The dynamic creep rupture of a secondary superheater tube in a 43 MW coal-fired boiler by the decarburization and multilayer oxide scale buildup on both sides

• A dynamic creep mechanism has been proposed and verified through a case study.
• The creep mechanism transformed from intergranular fracture to transgranular rupture due to decarburization.
• The multilayer microstructures of the scales on both sides have been studied with ESEM/EDS.
• Analyses indicate that the scales on both sides were FeO due to the high formation temperatures.
• Analysis confirms that the rupture was a short-term severe overheating on the basis of long-term creep.

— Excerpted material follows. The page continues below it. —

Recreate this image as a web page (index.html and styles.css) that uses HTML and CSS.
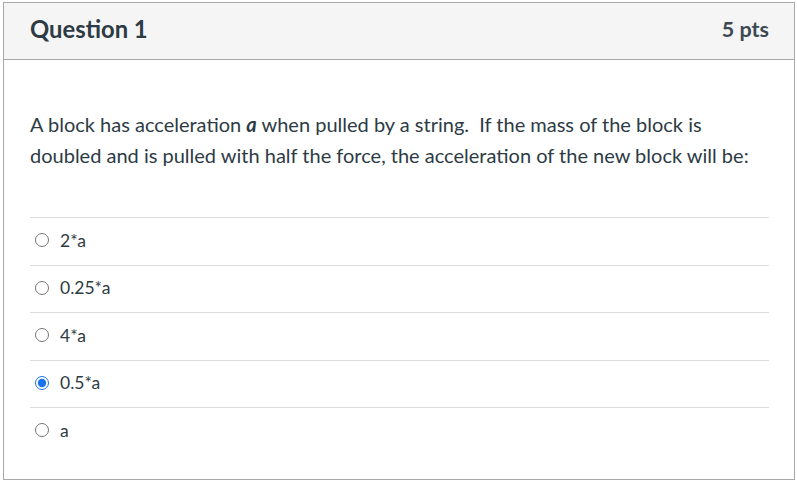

A dynamic creep mechanism has been proposed and verified through a case study. A secondary superheater tube burst occurred in a 43 MW coal-fired boiler. Microstructural examination indicates that the overheating temperatures reached 900 °C (above Ac3). The overheating duration was estimated to be 3 h by calculating with LMP formula. The 710 μm steam-side scale and 960 μm fireside scale built-up in the short time of overheating. The burst scenario was a short-term severe overheating on the basis of the long-term creep. The multilayer oxide scales on both sides have been studied with ESEM/EDS, indicating FeO. At 900 °C, full decarburization had gone throughout the tube. As the strength reduced due to the decarburization, the creep mechanism transformed from long-term intergranular creep to short-term transgranular rupture. The two types of dimples on the fractograph and two types of cracks in the microstructures confirmed the mechanism transformation. The overheating, the scale buildup and the decarburization constituted the full picture of the dynamic creep rupture.